TO DO: Every line of the records must be repeated exactly; pictures stay out.
★ ★ ★ ★ ★
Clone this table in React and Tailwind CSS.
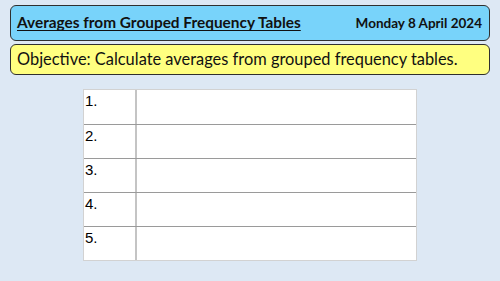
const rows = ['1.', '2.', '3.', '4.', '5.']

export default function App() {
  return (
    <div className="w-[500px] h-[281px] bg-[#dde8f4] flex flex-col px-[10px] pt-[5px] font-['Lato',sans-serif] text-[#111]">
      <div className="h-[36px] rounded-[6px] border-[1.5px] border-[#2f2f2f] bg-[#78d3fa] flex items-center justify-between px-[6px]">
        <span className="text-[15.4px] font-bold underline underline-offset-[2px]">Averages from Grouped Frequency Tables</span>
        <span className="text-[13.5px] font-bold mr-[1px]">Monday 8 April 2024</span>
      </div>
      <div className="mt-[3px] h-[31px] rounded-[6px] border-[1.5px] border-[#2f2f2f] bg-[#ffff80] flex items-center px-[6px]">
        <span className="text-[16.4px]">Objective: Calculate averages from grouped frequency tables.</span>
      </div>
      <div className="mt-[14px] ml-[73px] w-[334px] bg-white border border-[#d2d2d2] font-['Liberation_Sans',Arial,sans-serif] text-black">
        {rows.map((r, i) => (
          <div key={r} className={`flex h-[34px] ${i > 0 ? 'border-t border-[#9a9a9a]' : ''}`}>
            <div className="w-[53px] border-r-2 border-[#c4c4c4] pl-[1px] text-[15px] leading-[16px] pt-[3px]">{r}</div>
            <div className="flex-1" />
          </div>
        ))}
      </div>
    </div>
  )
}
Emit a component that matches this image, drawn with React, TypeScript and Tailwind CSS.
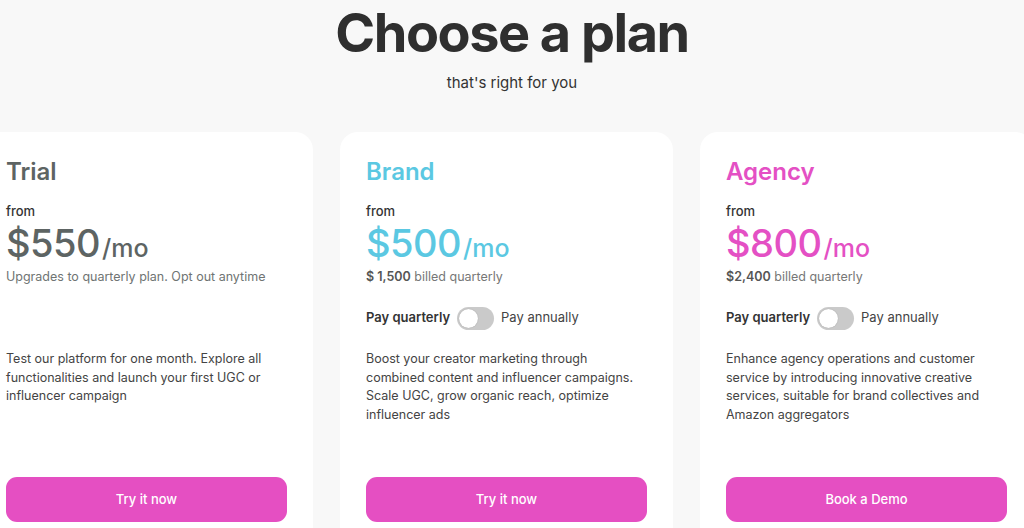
★ ★ ★ ★ ★
RIGHT ANSWER:
Clone this table in React and Tailwind CSS.
const rows = ['1.', '2.', '3.', '4.', '5.']

export default function App() {
  return (
    <div className="w-[500px] h-[281px] bg-[#dde8f4] flex flex-col px-[10px] pt-[5px] font-['Lato',sans-serif] text-[#111]">
      <div className="h-[36px] rounded-[6px] border-[1.5px] border-[#2f2f2f] bg-[#78d3fa] flex items-center justify-between px-[6px]">
        <span className="text-[15.4px] font-bold underline underline-offset-[2px]">Averages from Grouped Frequency Tables</span>
        <span className="text-[13.5px] font-bold mr-[1px]">Monday 8 April 2024</span>
      </div>
      <div className="mt-[3px] h-[31px] rounded-[6px] border-[1.5px] border-[#2f2f2f] bg-[#ffff80] flex items-center px-[6px]">
        <span className="text-[16.4px]">Objective: Calculate averages from grouped frequency tables.</span>
      </div>
      <div className="mt-[14px] ml-[73px] w-[334px] bg-white border border-[#d2d2d2] font-['Liberation_Sans',Arial,sans-serif] text-black">
        {rows.map((r, i) => (
          <div key={r} className={`flex h-[34px] ${i > 0 ? 'border-t border-[#9a9a9a]' : ''}`}>
            <div className="w-[53px] border-r-2 border-[#c4c4c4] pl-[1px] text-[15px] leading-[16px] pt-[3px]">{r}</div>
            <div className="flex-1" />
          </div>
        ))}
      </div>
    </div>
  )
}
Emit a component that matches this image, drawn with React, TypeScript and Tailwind CSS.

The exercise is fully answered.